The government of Tunisia decided for the first time to allow tourists from Israel to use their Israeli passports on an annual pilgrimage during the upcoming Lag Ba’Omer holy day to the Ghriba Synagogue on the island of Djerba. In the past, they required a special document issued by the Tunisian embassy.
Since Tunisia does not have diplomatic relations with Israel, the move has drawn opposition from lawmakers who see this as de facto recognition of the Jewish state.
Over a third of the Tunisian assembly signed a petition requiring Tourism Minister Amel Karboul to explain her actions.

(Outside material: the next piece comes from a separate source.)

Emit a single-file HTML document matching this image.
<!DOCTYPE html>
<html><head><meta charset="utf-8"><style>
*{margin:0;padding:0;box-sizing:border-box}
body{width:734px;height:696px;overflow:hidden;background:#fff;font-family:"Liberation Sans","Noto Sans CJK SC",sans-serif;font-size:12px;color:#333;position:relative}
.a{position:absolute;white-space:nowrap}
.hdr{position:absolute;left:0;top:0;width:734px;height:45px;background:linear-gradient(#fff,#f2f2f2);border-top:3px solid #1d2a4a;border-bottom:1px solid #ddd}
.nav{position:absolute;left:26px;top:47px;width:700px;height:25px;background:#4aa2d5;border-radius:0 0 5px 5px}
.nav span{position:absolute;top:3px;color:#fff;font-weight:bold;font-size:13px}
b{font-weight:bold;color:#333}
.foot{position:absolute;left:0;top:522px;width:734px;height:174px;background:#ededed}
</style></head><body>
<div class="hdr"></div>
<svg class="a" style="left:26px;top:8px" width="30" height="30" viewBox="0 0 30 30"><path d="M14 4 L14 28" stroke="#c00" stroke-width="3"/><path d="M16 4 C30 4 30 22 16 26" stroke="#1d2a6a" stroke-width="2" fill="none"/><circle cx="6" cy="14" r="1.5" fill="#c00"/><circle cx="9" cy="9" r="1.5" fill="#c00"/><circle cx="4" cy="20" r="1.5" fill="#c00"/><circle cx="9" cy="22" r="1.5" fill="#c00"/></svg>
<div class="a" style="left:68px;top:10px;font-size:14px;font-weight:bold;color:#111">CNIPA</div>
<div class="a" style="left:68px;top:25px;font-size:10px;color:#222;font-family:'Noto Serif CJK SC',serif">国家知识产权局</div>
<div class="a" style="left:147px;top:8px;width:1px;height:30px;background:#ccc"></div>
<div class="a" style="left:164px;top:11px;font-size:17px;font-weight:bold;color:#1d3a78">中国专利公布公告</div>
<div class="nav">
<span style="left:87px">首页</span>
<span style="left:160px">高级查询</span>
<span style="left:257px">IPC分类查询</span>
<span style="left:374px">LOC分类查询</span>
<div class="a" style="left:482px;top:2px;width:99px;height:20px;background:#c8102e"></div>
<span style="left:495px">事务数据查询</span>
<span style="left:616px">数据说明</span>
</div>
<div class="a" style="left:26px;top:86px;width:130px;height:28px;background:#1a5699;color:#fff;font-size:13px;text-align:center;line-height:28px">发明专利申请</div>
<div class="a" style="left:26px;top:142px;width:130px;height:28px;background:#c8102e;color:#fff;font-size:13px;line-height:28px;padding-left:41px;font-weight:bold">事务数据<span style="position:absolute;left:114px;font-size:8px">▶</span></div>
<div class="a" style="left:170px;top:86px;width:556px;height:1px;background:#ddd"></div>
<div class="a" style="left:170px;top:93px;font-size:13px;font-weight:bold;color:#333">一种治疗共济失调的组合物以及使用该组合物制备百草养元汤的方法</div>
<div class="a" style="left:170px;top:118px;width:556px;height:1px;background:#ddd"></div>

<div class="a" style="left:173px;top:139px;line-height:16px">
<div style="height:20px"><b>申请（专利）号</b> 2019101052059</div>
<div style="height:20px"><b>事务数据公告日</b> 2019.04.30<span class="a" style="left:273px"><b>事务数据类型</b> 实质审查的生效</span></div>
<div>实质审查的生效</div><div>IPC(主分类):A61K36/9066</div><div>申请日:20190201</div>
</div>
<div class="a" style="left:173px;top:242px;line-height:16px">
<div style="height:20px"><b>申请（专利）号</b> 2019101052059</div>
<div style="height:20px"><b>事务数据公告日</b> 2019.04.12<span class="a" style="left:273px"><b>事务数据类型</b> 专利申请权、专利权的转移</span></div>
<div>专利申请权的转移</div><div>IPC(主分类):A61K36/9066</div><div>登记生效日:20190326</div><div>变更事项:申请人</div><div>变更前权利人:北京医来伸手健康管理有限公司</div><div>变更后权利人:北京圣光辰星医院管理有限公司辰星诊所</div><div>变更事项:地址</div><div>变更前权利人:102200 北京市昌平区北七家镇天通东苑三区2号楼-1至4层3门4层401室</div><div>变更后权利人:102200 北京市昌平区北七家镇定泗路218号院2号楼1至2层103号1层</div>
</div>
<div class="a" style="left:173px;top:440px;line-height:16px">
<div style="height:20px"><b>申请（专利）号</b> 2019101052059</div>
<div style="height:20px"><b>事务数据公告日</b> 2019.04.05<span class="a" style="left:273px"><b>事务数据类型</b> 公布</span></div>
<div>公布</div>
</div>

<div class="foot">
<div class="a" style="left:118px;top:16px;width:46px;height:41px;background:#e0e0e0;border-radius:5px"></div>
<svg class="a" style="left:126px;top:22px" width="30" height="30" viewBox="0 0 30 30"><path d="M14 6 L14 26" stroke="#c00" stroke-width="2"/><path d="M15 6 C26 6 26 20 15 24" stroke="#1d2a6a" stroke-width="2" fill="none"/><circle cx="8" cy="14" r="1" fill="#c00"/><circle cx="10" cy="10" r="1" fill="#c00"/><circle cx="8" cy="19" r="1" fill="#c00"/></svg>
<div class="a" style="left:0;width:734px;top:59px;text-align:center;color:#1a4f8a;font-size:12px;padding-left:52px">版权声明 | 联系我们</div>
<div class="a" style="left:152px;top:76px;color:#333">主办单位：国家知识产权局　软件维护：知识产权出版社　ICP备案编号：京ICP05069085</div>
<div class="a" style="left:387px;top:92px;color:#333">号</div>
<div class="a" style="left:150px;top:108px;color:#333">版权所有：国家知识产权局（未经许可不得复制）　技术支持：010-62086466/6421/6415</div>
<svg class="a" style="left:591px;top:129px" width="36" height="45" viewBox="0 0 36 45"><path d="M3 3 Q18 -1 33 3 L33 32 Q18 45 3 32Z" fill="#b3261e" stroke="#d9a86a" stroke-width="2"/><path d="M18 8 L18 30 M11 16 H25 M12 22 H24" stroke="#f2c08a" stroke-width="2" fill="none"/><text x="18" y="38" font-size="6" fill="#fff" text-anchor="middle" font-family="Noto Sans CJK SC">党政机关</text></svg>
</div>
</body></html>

Tunisia’s interim prime minister Mehdi Jomaa supported the new policy, recognizing that the restoration of the annual pilgrimage could revive the nation’s tourism industry. About 8,000 Jews visited Tunisia in 2000 when the pilgrimage was at its peak.
“We must dispense with these political arguments and focus on the essential,” said Jomaa. “All the previous governments authorized Jews from Israel to come to Tunisia for the annual pilgrimage; we just decided to do it with total transparence.” (Israel Hayom)

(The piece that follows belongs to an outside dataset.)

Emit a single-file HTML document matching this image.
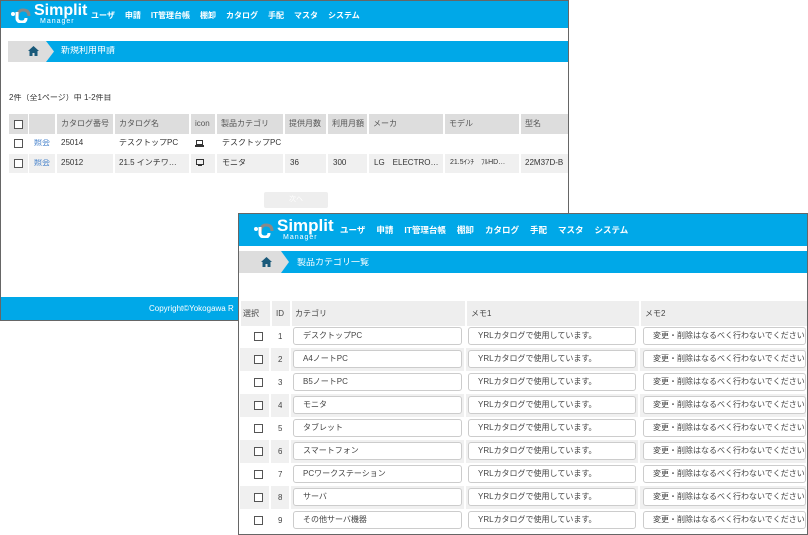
<!DOCTYPE html>
<html><head><meta charset="utf-8"><style>
*{margin:0;padding:0;box-sizing:border-box}
body{width:808px;height:535px;background:#fff;position:relative;overflow:hidden;font-family:"Liberation Sans","Noto Sans CJK JP",sans-serif;color:#333}
.a{position:absolute}
.win{position:absolute;background:#fff;border:1px solid #666;overflow:hidden}
.hdr{position:absolute;left:0;right:0;background:#00a8e8;color:#fff}
.logo{position:absolute;font-weight:bold;color:#fff}
.nav{position:absolute;font-size:8px;font-weight:bold;color:#fff;white-space:nowrap;word-spacing:0}
.nav span{margin-right:10px}
.bc{position:absolute;left:7px;right:0;background:#00a8e8}
.bch{position:absolute;left:0;top:0;bottom:0;background:#ddd}
.cb{position:absolute;width:9px;height:9px;border:1px solid #555;background:#fff}
.cell{position:absolute;font-size:8px;line-height:1;white-space:nowrap;overflow:hidden}
.th{background:#ddd}
.inp{position:absolute;height:18px;border:1px solid #ccc;border-radius:3px;background:#fff;font-size:8px;color:#444;padding-left:9px;line-height:16px;white-space:nowrap;overflow:hidden}
</style></head><body>

<!-- back window -->
<div class="win" style="left:0;top:0;width:569px;height:321px">
  <div class="hdr" style="top:0;height:27px"></div>
  <svg class="a" style="left:9px;top:6px" width="22" height="16" viewBox="0 0 22 16"><circle cx="3" cy="7" r="2" fill="#fff"/><path d="M7 13 Q7 3 13 3 Q19 3 19 9" stroke="#888" stroke-width="3" fill="none"/><path d="M7 5 V11 Q7 15 12 15 Q16 15 16 11" stroke="#fff" stroke-width="3" fill="none"/></svg>
  <div class="logo" style="left:33px;top:1px;font-size:16px">Simplit</div>
  <div class="logo" style="left:39px;top:17px;font-size:7px;letter-spacing:1px;font-weight:normal">Manager</div>
  <div class="nav" style="left:90px;top:9px"><span>ユーザ</span><span>申請</span><span>IT管理台帳</span><span>棚卸</span><span>カタログ</span><span>手配</span><span>マスタ</span><span>システム</span></div>
  <div class="bc" style="top:40px;height:21px"></div>
  <div class="bch" style="left:7px;top:40px;height:21px;width:38px"></div>
  <svg class="a" style="left:45px;top:40px" width="8" height="21"><polygon points="0,0 8,10.5 0,21" fill="#ddd"/></svg>
  <svg class="a" style="left:27px;top:45px" width="11" height="10" viewBox="0 0 11 10"><path d="M5.5 0 L11 5 H9.5 V10 H6.5 V7 H4.5 V10 H1.5 V5 H0 Z" fill="#1a5a7a"/></svg>
  <div class="cell" style="left:60px;top:45px;color:#fff;font-size:9px">新規利用申請</div>
  <div class="cell" style="left:8px;top:93px;color:#333">2件（全1ページ）中 1-2件目</div>
  <div class="cell th" style="left:8px;top:113px;width:19px;height:20px"></div>
  <div class="cb" style="left:13px;top:119px"></div>
  <div class="cell th" style="left:28px;top:113px;width:26px;height:20px"></div>
  <div class="cell th" style="left:56px;top:113px;width:56px;height:20px;padding:6px 4px;color:#555">カタログ番号</div>
  <div class="cell th" style="left:114px;top:113px;width:74px;height:20px;padding:6px 4px;color:#555">カタログ名</div>
  <div class="cell th" style="left:190px;top:113px;width:24px;height:20px;padding:6px 4px;color:#555">icon</div>
  <div class="cell th" style="left:216px;top:113px;width:66px;height:20px;padding:6px 4px;color:#555">製品カテゴリ</div>
  <div class="cell th" style="left:284px;top:113px;width:41px;height:20px;padding:6px 4px;color:#555">提供月数</div>
  <div class="cell th" style="left:327px;top:113px;width:39px;height:20px;padding:6px 4px;color:#555">利用月額</div>
  <div class="cell th" style="left:368px;top:113px;width:74px;height:20px;padding:6px 4px;color:#555">メーカ</div>
  <div class="cell th" style="left:444px;top:113px;width:74px;height:20px;padding:6px 4px;color:#555">モデル</div>
  <div class="cell th" style="left:520px;top:113px;width:48px;height:20px;padding:6px 4px;color:#555">型名</div>
  <div class="cb" style="left:13px;top:138px"></div>
  <div class="cell" style="left:33px;top:138px;color:#3a7ac8">照会</div>
  <div class="cell" style="left:60px;top:138px">25014</div>
  <div class="cell" style="left:118px;top:138px">デスクトップPC</div>
  <div class="a" style="left:195px;top:139px;width:7px;height:5px;border:1px solid #333"></div><div class="a" style="left:194px;top:144px;width:9px;height:2px;background:#333"></div>
  <div class="cell" style="left:221px;top:138px">デスクトップPC</div>
  <div class="a" style="left:8px;top:153px;width:560px;height:19px;background:#f0f0f0"></div>
  <div class="a" style="left:27px;top:153px;width:1px;height:19px;background:#fff"></div>
  <div class="a" style="left:54px;top:153px;width:2px;height:19px;background:#fff"></div>
  <div class="a" style="left:112px;top:153px;width:2px;height:19px;background:#fff"></div>
  <div class="a" style="left:188px;top:153px;width:2px;height:19px;background:#fff"></div>
  <div class="a" style="left:214px;top:153px;width:2px;height:19px;background:#fff"></div>
  <div class="a" style="left:282px;top:153px;width:2px;height:19px;background:#fff"></div>
  <div class="a" style="left:325px;top:153px;width:2px;height:19px;background:#fff"></div>
  <div class="a" style="left:366px;top:153px;width:2px;height:19px;background:#fff"></div>
  <div class="a" style="left:442px;top:153px;width:2px;height:19px;background:#fff"></div>
  <div class="a" style="left:518px;top:153px;width:2px;height:19px;background:#fff"></div>
  <div class="cb" style="left:13px;top:158px"></div>
  <div class="cell" style="left:33px;top:158px;color:#3a7ac8">照会</div>
  <div class="cell" style="left:60px;top:158px">25012</div>
  <div class="cell" style="left:118px;top:158px">21.5 インチワ…</div>
  <div class="a" style="left:195px;top:158px;width:8px;height:6px;border:1px solid #333"></div><div class="a" style="left:197px;top:164px;width:4px;height:1px;background:#333"></div>
  <div class="cell" style="left:221px;top:158px">モニタ</div>
  <div class="cell" style="left:289px;top:158px">36</div>
  <div class="cell" style="left:332px;top:158px">300</div>
  <div class="cell" style="left:373px;top:158px">LG　ELECTRO…</div>
  <div class="cell" style="left:449px;top:158px;font-size:7px">21.5ｲﾝﾁ　ﾌﾙHD…</div>
  <div class="cell" style="left:524px;top:158px">22M37D-B</div>
  <div class="a" style="left:263px;top:191px;width:64px;height:16px;background:#eee;border-radius:2px;color:#fff;font-size:7px;text-align:center;line-height:16px">次へ</div>
  <div class="hdr" style="top:296px;height:24px"></div>
  <div class="cell" style="left:148px;top:304px;color:#fff">Copyright©Yokogawa R</div>
</div>

<!-- front window -->
<div class="win" style="left:238px;top:213px;width:570px;height:322px">
  <div class="hdr" style="top:0;height:32px"></div>
  <svg class="a" style="left:14px;top:8px" width="22" height="16" viewBox="0 0 22 16"><circle cx="3" cy="7" r="2" fill="#fff"/><path d="M7 13 Q7 3 13 3 Q19 3 19 9" stroke="#888" stroke-width="3" fill="none"/><path d="M7 5 V11 Q7 15 12 15 Q16 15 16 11" stroke="#fff" stroke-width="3" fill="none"/></svg>
  <div class="logo" style="left:38px;top:2px;font-size:17px">Simplit</div>
  <div class="logo" style="left:44px;top:20px;font-size:7px;letter-spacing:1px;font-weight:normal">Manager</div>
  <div class="nav" style="left:101px;top:10px;font-size:8.5px"><span style="margin-right:11px">ユーザ</span><span style="margin-right:11px">申請</span><span style="margin-right:11px">IT管理台帳</span><span style="margin-right:11px">棚卸</span><span style="margin-right:11px">カタログ</span><span style="margin-right:11px">手配</span><span style="margin-right:11px">マスタ</span><span>システム</span></div>
  <div class="bc" style="left:0;top:37px;height:22px"></div>
  <div class="bch" style="left:0;top:37px;height:22px;width:42px"></div>
  <svg class="a" style="left:42px;top:37px" width="8" height="22"><polygon points="0,0 8,11 0,22" fill="#ddd"/></svg>
  <svg class="a" style="left:22px;top:43px" width="11" height="10" viewBox="0 0 11 10"><path d="M5.5 0 L11 5 H9.5 V10 H6.5 V7 H4.5 V10 H1.5 V5 H0 Z" fill="#1a5a7a"/></svg>
  <div class="cell" style="left:58px;top:44px;color:#fff;font-size:9px">製品カテゴリ一覧</div>
  <div class="cell th" style="left:2px;top:87px;width:29px;height:25px;background:#eee;padding:9px 2px;color:#444">選択</div>
  <div class="cell th" style="left:33px;top:87px;width:18px;height:25px;background:#eee;padding:9px 4px;color:#444">ID</div>
  <div class="cell th" style="left:53px;top:87px;width:173px;height:25px;background:#eee;padding:9px 3px;color:#444">カテゴリ</div>
  <div class="cell th" style="left:228px;top:87px;width:172px;height:25px;background:#eee;padding:9px 4px;color:#444">メモ1</div>
  <div class="cell th" style="left:402px;top:87px;width:170px;height:25px;background:#eee;padding:9px 4px;color:#444">メモ2</div>
</div>
<div id="rows"></div>
<script>
var names=["デスクトップPC","A4ノートPC","B5ノートPC","モニタ","タブレット","スマートフォン","PCワークステーション","サーバ","その他サーバ機器"];
var h="";
for(var i=0;i<9;i++){var y=325+i*23;
if(i%2==1){h+='<div class="a" style="left:240px;top:'+y+'px;width:566px;height:23px;background:#f0f0f0"></div>';
[269,289,464,638].forEach(function(x){h+='<div class="a" style="left:'+x+'px;top:'+y+'px;width:2px;height:23px;background:#fff"></div>';});}
h+='<div class="cb" style="left:254px;top:'+(y+7)+'px"></div>';
h+='<div class="cell" style="left:278px;top:'+(y+8)+'px;color:#444">'+(i+1)+'</div>';
h+='<div class="inp" style="left:293px;top:'+(y+2)+'px;width:169px">'+names[i]+'</div>';
h+='<div class="inp" style="left:468px;top:'+(y+2)+'px;width:168px">YRLカタログで使用しています。</div>';
h+='<div class="inp" style="left:643px;top:'+(y+2)+'px;width:163px">変更・削除はなるべく行わないでください</div>';}
document.getElementById("rows").innerHTML=h;
</script>
</body></html>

Those who oppose the move are careful to distinguish between Jews in general, who they say they don’t object to, and the government of Israel.
“Our problem is not with our Jewish brothers who come for the pilgrimage but with the Zionist entity that occupies Palestinian territories,” said the head of the center leftist Democratic Alliance Mohammed Hamdi. (Haaretz)
In recent years, violence and civil unrest linked to al-Qaida and the Tunisian revolution have kept Jewish tourists away, with only a few hundred coming in the past couple of years.